There’s no free lunch, economists will say. So when a company says, sleep on a mattress for a few months and return it for free — that actually costs money.
Just how much?
That question is now in the spotlight as online mattress seller Casper plans to go public. The decision forced Casper to disclose eye-popping losses: more than $92 million in 2018.
This has become a familiar story of a startup. Casper is a dominant online brand that’s growing faster than its peers, according to Rakuten Intelligence. And it’s investing heavily in marketing and opening physical stores.
But another big cost at Casper is “refunds, returns and discounts,” worth almost $81 million in 2018.
“This was long suspected that Casper is losing money,” said David Perry, executive editor and mattress writer at Furniture Today. “The number I really would like to see is what is the return percentage [of Casper’s mattresses]. Spoiler alert: I’m still looking.”
The company did not disclose how many of its mattresses get returned. It also did not respond to NPR’s inquiry.
“My educated guess is that Casper’s return rate would put it somewhere in the 12% to 14% rate,” said Michael Magnuson of GoodBed.com, who’s done detailed analysis of industry costs.
That would mean roughly 1 out of 8 Casper mattresses might be sent back. That’s pretty average for an online purchase — with one major difference.
“Unlike those shoes that you send back,” Magnuson said, “this mattress that you’re not going to keep — will never be resold.”
Casper wasn’t the first company to sell mattresses on the Internet. And it wasn’t the first to squish giant bedding into a box for cheaper shipping. Casper’s success story was about changing how people think about shopping for a mattress, persuading them to buy an item they’d sleep on for years sight unseen.
The free trial of “100 nights risk-free” and a generous returns policy were two of Casper’s most revolutionary moves.
“Essentially, mattresses are layers of foam, or they’re layers of foam and springs. And they’re a blind purchase; you can’t look inside the mattress,” Perry said. “One of the key differentiators in the online space is the marketing.”
And Casper founders spent hundreds of millions of dollars on marketing — all with their stated goal of becoming “the Nike of sleep.”
They drew in celebrity investors like rapper Nas and actor Leonardo DiCaprio. They flooded podcasts, websites and the New York subway with quirky, punny ads. They launched mediation audio streaming, “nap mobiles” and $25 45-minute naps at “The Dreamery” in New York, a magnet for YouTubers and Instagrammers — whose posts create free social promotion.

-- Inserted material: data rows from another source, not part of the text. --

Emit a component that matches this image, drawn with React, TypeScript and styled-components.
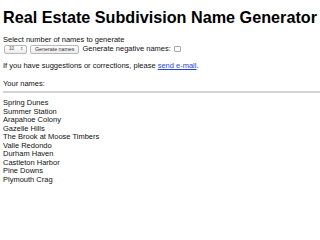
import React from "react";
import styled, { createGlobalStyle } from "styled-components";

const GlobalStyle = createGlobalStyle`
  html, body {
    margin: 0;
    padding: 0;
    background: #ffffff;
  }
  body {
    font-family: "Liberation Sans", Arial, sans-serif;
    color: #111111;
  }
`;

const Page = styled.div`
  padding: 8px 0 0 3px;
  font-size: 7.5px;
  line-height: 8.5px;
`;

const Title = styled.h1`
  margin: 0 0 10px;
  font-size: 16.2px;
  line-height: 18px;
  font-weight: bold;
  color: #000;
`;

const Label = styled.div`
  line-height: 8px;
`;

const ControlRow = styled.div`
  display: flex;
  align-items: center;
  gap: 3px;
  height: 10px;
`;

const SelectBox = styled.div`
  display: flex;
  align-items: center;
  justify-content: space-between;
  width: 14px;
  height: 7px;
  padding: 0 3px 0 4px;
  margin-left: 1px;
  border: 1px solid #b8b8b8;
  border-radius: 2px;
  background: linear-gradient(#ffffff, #ececec);
  font-size: 4.6px;
  color: #444;
`;

const Arrows = styled.span`
  font-size: 4px;
  color: #666;
`;

const Button = styled.div`
  display: flex;
  align-items: center;
  height: 7px;
  padding: 0 4px;
  border: 1px solid #b8b8b8;
  border-radius: 2px;
  background: linear-gradient(#ffffff, #ececec);
  font-size: 5.3px;
  color: #333;
`;

const Check = styled.span`
  display: inline-block;
  width: 5px;
  height: 4px;
  border: 1px solid #aaa;
  border-radius: 1px;
  background: #fafafa;
`;

const Paragraph = styled.p<{ $top: number }>`
  margin: ${(p) => p.$top}px 0 0;
`;

const MailLink = styled.a`
  color: #2346d8;
  text-decoration: underline;
`;

const Rule = styled.div`
  height: 2px;
  background: #d4d4d4;
  margin: 3px 0 6px;
`;

const NameList = styled.div`
  display: flex;
  flex-direction: column;
`;

const names = [
  "Spring Dunes",
  "Summer Station",
  "Arapahoe Colony",
  "Gazelle Hills",
  "The Brook at Moose Timbers",
  "Valle Redondo",
  "Durham Haven",
  "Castleton Harbor",
  "Pine Downs",
  "Plymouth Crag",
];

export default function App() {
  return (
    <>
      <GlobalStyle />
      <Page>
        <Title>Real Estate Subdivision Name Generator</Title>
        <Label>Select number of names to generate</Label>
        <ControlRow>
          <SelectBox>
            <span>10</span>
            <Arrows>⇕</Arrows>
          </SelectBox>
          <Button>Generate names</Button>
          <span>Generate negative names:</span>
          <Check />
        </ControlRow>
        <Paragraph $top={8}>
          If you have suggestions or corrections, please{" "}
          <MailLink href="#">send e-mail</MailLink>.
        </Paragraph>
        <Paragraph $top={9}>Your names:</Paragraph>
        <Rule />
        <NameList>
          {names.map((n) => (
            <span key={n}>{n}</span>
          ))}
        </NameList>
      </Page>
    </>
  );
}
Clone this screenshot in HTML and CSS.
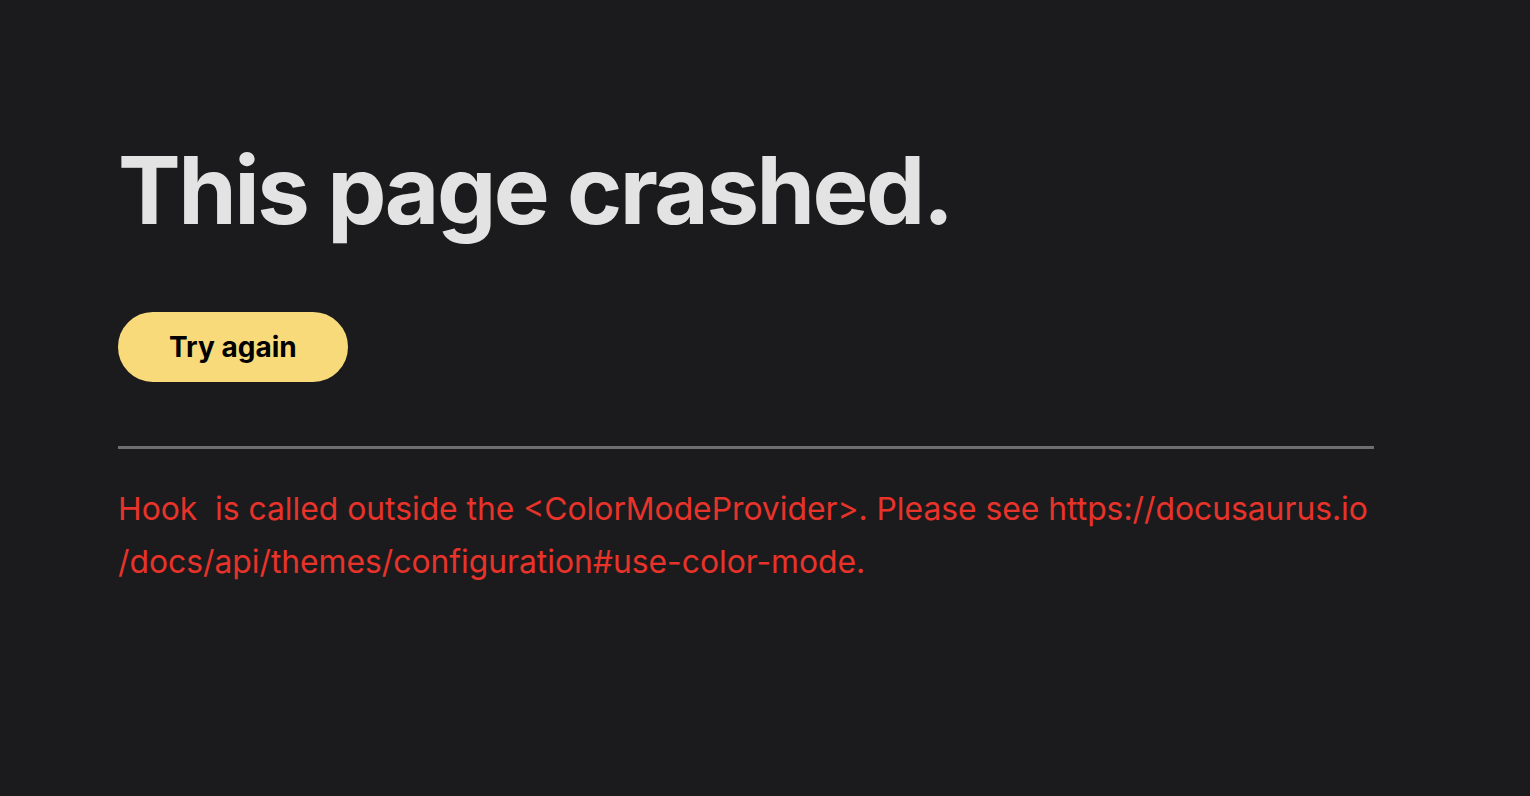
FILE: index.html
```html
<!DOCTYPE html>
<html lang="en">
<head>
<meta charset="utf-8">
<title>This page crashed.</title>
<link rel="stylesheet" href="styles.css">
</head>
<body>
<main class="error-page">
  <h1 class="title">This page crashed.</h1>
  <button class="retry" type="button">Try again</button>
  <hr class="divider">
  <p class="message">Hook&nbsp; is called outside the &lt;ColorModeProvider&gt;. Please see https://docusaurus.io<br>/docs/api/themes/configuration#use-color-mode.</p>
</main>
</body>
</html>
```

FILE: styles.css
```css
html, body {
  margin: 0;
  padding: 0;
  background: #1b1b1d;
  height: 100%;
}
body {
  font-family: Inter, "Noto Sans", "Liberation Sans", sans-serif;
  color: #e3e3e3;
}
.error-page {
  width: 1256px;
  padding: 130px 0 0 118px;
  display: flex;
  flex-direction: column;
  align-items: flex-start;
}
.title {
  margin: 0;
  font-size: 94px;
  line-height: 120px;
  font-weight: 700;
  letter-spacing: -2.5px;
  color: #e3e3e3;
}
.retry {
  margin-top: 62px;
  height: 70px;
  padding: 0 49px;
  border: 2px solid #f8da7b;
  border-radius: 35px;
  background: #f8da7b;
  color: #000;
  font-family: inherit;
  font-size: 28px;
  font-weight: 700;
  line-height: 42px;
}
.divider {
  align-self: stretch;
  margin: 64px 0 0;
  border: 0;
  height: 3px;
  background: #6e6e6e;
}
.message {
  margin: 33px 0 0;
  font-size: 31.8px;
  line-height: 53px;
  color: #e8332a;
}
```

Before Casper, few mattress companies did free returns. “They came up with the innovation that said we’re going to donate it — we’re going to eat the costs entirely,” Magnuson said.
Casper co-founder Neil Parikh told Inc. in a 2016 interview that the company tries to donate returned mattresses to local charities, “which is more cost-effective than taking them back halfway across the country to refurbish and resell.”
In its filing to go public, Casper addressed the issue of returns, saying:
“As a young company, we are still learning about the factors affecting customer returns and believe we have the opportunity to reduce customer return rates. We have identified several opportunities that span policy change, process improvement and consumer education to reduce return rates and increase overall customer satisfaction.”
Companies aren’t allowed to sell used mattresses as new. And, of course, donations offer a bit of a tax write-off. But these days, there are 175 online mattress brands in Casper’s wake, according to Perry. Many have replicated Casper’s generous returns policy.
“Given all the mattresses that are being sold online, the donation ecosystem is feeling pretty full, I think, at the moment,” Magnuson said.
He says he has been concerned lately as more and more people write to him, for example: “I’ve tried these three mattresses, and none of them have worked.”
“That could literally mean,” Magnuson says, “that essentially four mattresses got made — three of which theoretically could have ended up in a landfill — just to get that one household the mattress that they want.”
As Casper prepares its initial public stock offering, it’s likely to continue facing the question of whether this problem keeps its executives up at night.
Editor’s note: Casper is one of NPR’s financial supporters.